Saturday Dev had a tattoo appointment to finish up Bonehead's forearm and Sum's ankle. The day started off weird... Dev slept in because we were up super late trying to get things situated on Friday... but our pups had me up at a bright and early six thirty. Because children. I ran to the store, waited on Dev to wake up, and hung with the pups. Once we made it to Bonehead's what we thought would be a three hours (tops) appointment turned into like a six hour thing. Babies will do that to a timeframe.

Ok then. (But that chili was bomb!)

Sunday... again... weird. Our service technician showed up at noon... and was there over three hours. Apparently new cable for everything had to be run and it took some damn doing. It wasn't a problem... just threw the whole day off. I mean, it cut out the entire middle of the day and made things... I don't know... random? Later last night I decided it would be a good idea to wrestle around with Dev... because I'm a child... and he picked my little ass up and chucked me onto the bed. Ha... fun right?! Nope. Steve thought it would be a good idea to leave her very red... very hard... bone on the bed and it got introduced to my spine. 

Ouch.

And to top it all off... my little XurXur's left leg is still a wreck. We still don't know what's wrong with it... thought maybe it was a pulled or torn muscle but it doesn't seem to be getting any better.
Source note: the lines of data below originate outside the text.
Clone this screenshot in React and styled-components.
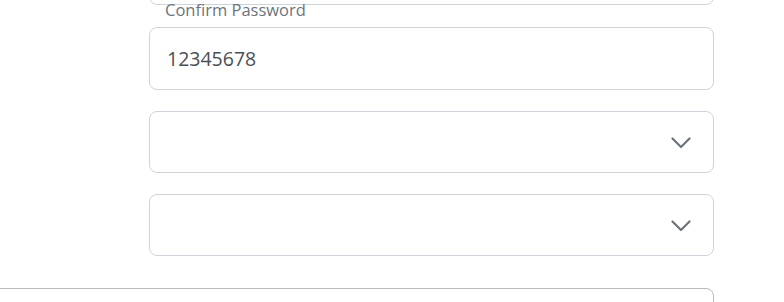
import React from "react";
import styled, { createGlobalStyle } from "styled-components";

const GlobalStyle = createGlobalStyle`
  html, body {
    margin: 0;
    padding: 0;
    background: #ffffff;
    font-family: "Open Sans", "Noto Sans", sans-serif;
    overflow: hidden;
  }
`;

function Chevron() {
  return (
    <svg width="20" height="12" viewBox="0 0 20 12" fill="none">
      <path
        d="M1.5 1.5 L10 10 L18.5 1.5"
        stroke="#6c757d"
        strokeWidth="2.2"
        strokeLinecap="round"
        strokeLinejoin="round"
      />
    </svg>
  );
}

function App() {
  return (
    <>
      <GlobalStyle />
      <Page>
        <Form>
          <Box />
          <Label>Confirm Password</Label>
          <Input defaultValue="12345678" type="text" />
          <SelectBox>
            <Chevron />
          </SelectBox>
          <SelectBox>
            <Chevron />
          </SelectBox>
        </Form>
        <Section />
      </Page>
    </>
  );
}

export default App;

const Page = styled.div`
  width: 784px;
  height: 302px;
  overflow: hidden;
`;

const Form = styled.div`
  display: flex;
  flex-direction: column;
  width: 565px;
  margin-left: 149px;
  margin-top: -57px;
`;

const Box = styled.div`
  box-sizing: border-box;
  height: 62px;
  border: 1px solid #ced4da;
  border-radius: 8px;
`;

const Label = styled.label`
  display: block;
  font-size: 16.5px;
  line-height: 22px;
  color: #6c757d;
  padding-left: 16px;
  margin-top: -6px;
  margin-bottom: 6px;
`;

const Input = styled.input`
  box-sizing: border-box;
  height: 63px;
  width: 100%;
  border: 1px solid #ced4da;
  border-radius: 8px;
  padding: 0 17px;
  font-family: "Open Sans", "Noto Sans", sans-serif;
  font-size: 19.5px;
  color: #495057;
  background: #fff;
  outline: none;
`;

const SelectBox = styled.div`
  box-sizing: border-box;
  height: 62px;
  margin-top: 21px;
  border: 1px solid #ced4da;
  border-radius: 8px;
  display: flex;
  align-items: center;
  justify-content: flex-end;
  padding-right: 22px;
  padding-top: 2px;
`;

const Section = styled.div`
  box-sizing: border-box;
  height: 80px;
  width: 734px;
  margin-left: -20px;
  margin-top: 32px;
  border: 1px solid #b9b9b9;
  border-radius: 8px;
`;
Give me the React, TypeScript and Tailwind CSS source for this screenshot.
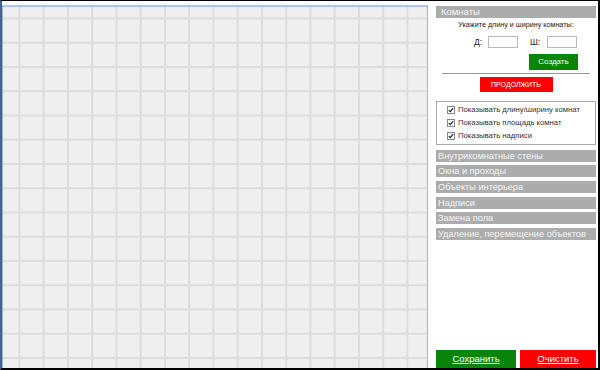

We're making him take it as easy as possible and I'm giving him meds but I'm starting to think we just might have a three-legged dog now. Either way, I love him more than life itself... so whatever we gotta do for him moving forward, we will. Maybe this is our new normal.

Finally... this happened earlier last week but I feel it deserves a mention... Dev broke his toe... again. This is like the third or fourth toe in the last three or four years... poor guy can't catch a foot break. This time it's his middle toe on his left foot. He's getting around better now... you know... until he accidentally hits it on something or one of our pups steps on it.

So yeah... that's what the Glisson's did all weekend and where we all stand. A little hobbled and sleepy... but good.